Dive Brief:
- The European Union formally adopted two pieces of wide-ranging sustainability and labor regulation in May, the Ecodesign regulation and the Corporate Sustainability Due Diligence Directive (CSDDD), according to recent official statements.
- The Ecodesign regulation will introduce sustainability requirements related to durability, a product’s environmental footprint, and ease of repair, reuse, and upgradability. The regulation also requires products to have a digital product passport embedded with information on how the product was made, according to the statement.
- The CSDDD requires large companies to watch for and remedy negative impacts to the environment and human rights caused by their own activities or that of business partners along the supply chain, and makes companies liable for such impacts, according to the statement.
Dive Insight:
CSDDD and Ecodesign are the latest in a group of EU laws seeking to curb the environmental impacts of consumption, such as the Deforestation-free Products Regulation and Packaging Waste Regulation.
Ecodesign specifically revises a 2009 law covering a smaller range of products and creates the legislative framework for implementing the EU Strategy for Circular and Sustainable Textiles, which states that, by 2030, all textile products placed on the European market should be long-lasting, repairable, recyclable, largely made of recycled materials, free of hazardous substances and “produced in respect of social rights and the environment.”
“With the ecodesign regulation we create the right incentives for the industry to think circular from the very design conception of the products they plan to produce and sell in the EU,” Pierre-Yves Dermagne, Belgian Deputy Prime Minister and Minister of the Economy and Employment, and one of Belgium’s representatives to the European Council, said in the statement.
When it comes into force in two years, Ecodesign will allow the European Commission to set specific design and reporting requirements for almost all products sold on the European market, according to the statement.
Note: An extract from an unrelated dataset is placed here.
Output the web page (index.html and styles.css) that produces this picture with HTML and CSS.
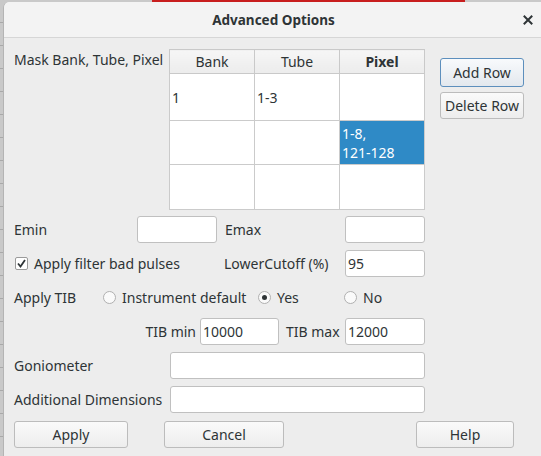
FILE: index.html
```html
<!DOCTYPE html>
<html>
<head>
<meta charset="utf-8">
<link rel="stylesheet" href="styles.css">
</head>
<body>
<div class="window">
  <div class="titlebar">
    <span class="title">Advanced Options</span>
    <svg class="close" width="10" height="10" viewBox="0 0 10 10"><path d="M1.5 1.5L8.5 8.5M8.5 1.5L1.5 8.5" stroke="#2e3436" stroke-width="2" stroke-linecap="square"/></svg>
  </div>
  <div class="content">
    <div class="mask-row">
      <div class="mask-label">Mask Bank, Tube, Pixel</div>
      <table class="grid">
        <colgroup><col><col><col></colgroup>
        <thead>
          <tr><th>Bank</th><th>Tube</th><th class="bold">Pixel</th></tr>
        </thead>
        <tbody>
          <tr class="r1"><td>1</td><td>1-3</td><td></td></tr>
          <tr class="r2"><td></td><td></td><td class="sel">1-8,<br>121-128</td></tr>
          <tr class="r3"><td></td><td></td><td></td></tr>
        </tbody>
      </table>
      <div class="side-buttons">
        <button class="btn default">Add Row</button>
        <button class="btn">Delete Row</button>
      </div>
    </div>

    <div class="row">
      <span class="lbl w-emin">Emin</span>
      <input class="field small" type="text">
      <span class="lbl w-emax">Emax</span>
      <input class="field small" type="text">
    </div>

    <div class="row">
      <label class="check w-check"><span class="box"><svg width="11" height="11" viewBox="0 0 11 11"><path d="M2 5.5L4.5 8.5L9 2" fill="none" stroke="#2e3436" stroke-width="1.8"/></svg></span>Apply filter bad pulses</label>
      <span class="lbl w-cut">LowerCutoff (%)</span>
      <input class="field small" type="text" value="95">
    </div>

    <div class="row">
      <span class="lbl w-tib">Apply TIB</span>
      <span class="radio w-r1"><span class="dot"></span>Instrument default</span>
      <span class="radio w-r2"><span class="dot on"></span>Yes</span>
      <span class="radio"><span class="dot"></span>No</span>
    </div>

    <div class="row">
      <span class="lbl w-tibmin">TIB min</span>
      <input class="field tib" type="text" value="10000">
      <span class="lbl w-tibmax">TIB max</span>
      <input class="field small" type="text" value="12000">
    </div>

    <div class="row">
      <span class="lbl w-long">Goniometer</span>
      <input class="field wide" type="text">
    </div>

    <div class="row">
      <span class="lbl w-long">Additional Dimensions</span>
      <input class="field wide" type="text">
    </div>

    <div class="row bottom">
      <button class="btn apply">Apply</button>
      <button class="btn cancel">Cancel</button>
      <button class="btn help">Help</button>
    </div>
  </div>
</div>
</body>
</html>
```

FILE: styles.css
```css
* { box-sizing: border-box; }

html, body {
  margin: 0;
  height: 456px;
  overflow: hidden;
}

body {
  background:
    linear-gradient(#c81e1e, #c81e1e) 152px 0 / 313px 2px no-repeat,
    repeating-linear-gradient(#c9c9c9 0 22px, #a9a9a9 22px 23px);
  font-family: "Noto Sans", "DejaVu Sans", sans-serif;
  font-size: 14px;
  color: #2e3436;
}

.window {
  margin: 2px 0 0 3px;
  width: 540px;
  height: 456px;
  background: #ededed;
  border-radius: 6px 0 0 0;
  border-left: 1px solid #b4b4b4;
  overflow: hidden;
}

.titlebar {
  height: 36px;
  background: #f3f3f3;
  border-bottom: 1px solid #d6d6d6;
  display: flex;
  align-items: center;
  justify-content: center;
  position: relative;
}

.title {
  font-weight: bold;
  font-size: 13.5px;
  color: #2e3436;
}

.close {
  position: absolute;
  right: 10px;
  top: 13px;
}

.content {
  padding: 11px 0 0 10px;
}

.mask-row {
  display: flex;
  align-items: flex-start;
}

.mask-label {
  width: 155px;
  padding-top: 2px;
  line-height: 18px;
  white-space: nowrap;
}

.grid {
  width: 256px;
  border-collapse: collapse;
  table-layout: fixed;
  background: #fff;
  border: 1px solid #c2c2c2;
}

.grid col { width: 85px; }

.grid th {
  height: 24px;
  font-weight: normal;
  background: linear-gradient(#f6f6f6, #ececec);
  border: 1px solid #c9c9c9;
  padding: 0;
  text-align: center;
}

.grid th.bold { font-weight: bold; }

.grid td {
  border: 1px solid #cbcbcb;
  padding: 0 2px;
  vertical-align: middle;
  line-height: 19px;
}

.grid .r1 td { height: 47px; }
.grid .r2 td { height: 44px; }
.grid .r3 td { height: 45px; }

.grid td.sel {
  background: #2f8ac6;
  color: #fff;
}

.side-buttons {
  display: flex;
  flex-direction: column;
  gap: 5px;
  margin: 9px 0 0 15px;
  width: 84px;
}

.btn {
  font-family: inherit;
  font-size: 14px;
  color: #2e3436;
  height: 27px;
  padding: 0;
  background: linear-gradient(#fafafa, #ededed);
  border: 1px solid #bcbcbc;
  border-radius: 3px;
  white-space: nowrap;
}

.btn.default {
  border-color: #5d8fbd;
  background: linear-gradient(#f8fafc, #e3e8ee);
  height: 29px;
}

.row {
  display: flex;
  align-items: center;
  height: 27px;
  margin-top: 7px;
}

.mask-row + .row { margin-top: 6px; }

.lbl { display: inline-block; white-space: nowrap; }
.w-emin { width: 123px; }
.w-emax { width: 128px; padding-left: 8px; }
.w-check { width: 210px; }
.w-cut { width: 121px; }
.w-tib { width: 89px; }
.w-tibmin { width: 186px; text-align: right; padding-right: 4px; }
.w-tibmax { width: 66px; padding-left: 7px; }
.w-long { width: 156px; }

.field {
  height: 27px;
  border: 1px solid #c0c0c0;
  border-radius: 3px;
  background: #fff;
  font-family: inherit;
  font-size: 14px;
  color: #2e3436;
  padding: 0 2px;
  outline: none;
}

.small { width: 80px; }
.tib { width: 79px; }
.wide { width: 255px; }

.check {
  display: flex;
  align-items: center;
  white-space: nowrap;
}

.box {
  width: 13px;
  height: 13px;
  border: 1px solid #9a9a9a;
  border-radius: 2px;
  background: #fff;
  margin: 0 6px 0 1px;
  display: flex;
  align-items: center;
  justify-content: center;
}

.radio {
  display: flex;
  align-items: center;
  white-space: nowrap;
}

.w-r1 { width: 155px; }
.w-r2 { width: 86px; }

.dot {
  width: 13px;
  height: 13px;
  border-radius: 50%;
  border: 1px solid #b0b0b0;
  background: #fafafa;
  margin-right: 6px;
  display: flex;
  align-items: center;
  justify-content: center;
}

.dot.on::after {
  content: "";
  width: 5px;
  height: 5px;
  border-radius: 50%;
  background: #2e3436;
}

.bottom { height: 28px; }
.apply { width: 114px; }
.cancel { width: 120px; margin-left: 36px; }
.help { width: 98px; margin-left: 132px; }
```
Companies will then have 18 months to comply with these requirements, per the statement.
The Ecodesign regulation also “introduces a direct ban on the destruction of unsold textiles and footwear,” applicable within two years for large companies and six years for medium enterprises. The latter are defined by the EU as enterprises that employ between 50 and 250 people and have an annual revenue of 10 million to 50 million euros.
The new regulation also requires companies to create a digital product passportcontaining information about a product’s environmental sustainability with the goal of helping consumers “make informed choices” and to facilitate repairs and recycling, according to a European Union informational page.
Meanwhile, the CSDDD will apply to EU companies and parent companies with more than 1,000 employees and more than 450 million euros in annual revenue, or approximately $480 million at current exchange rates, as well as non-EU companies with the same amount of EU revenue.
Now that the regulations have been signed, EU countries have two years to write national laws that enforce the directive. According to a European Parliament press release, countries are also responsible for “naming and shaming” companies that don’t comply and imposing penalties of at least 5% of worldwide annual revenue for serious breaches.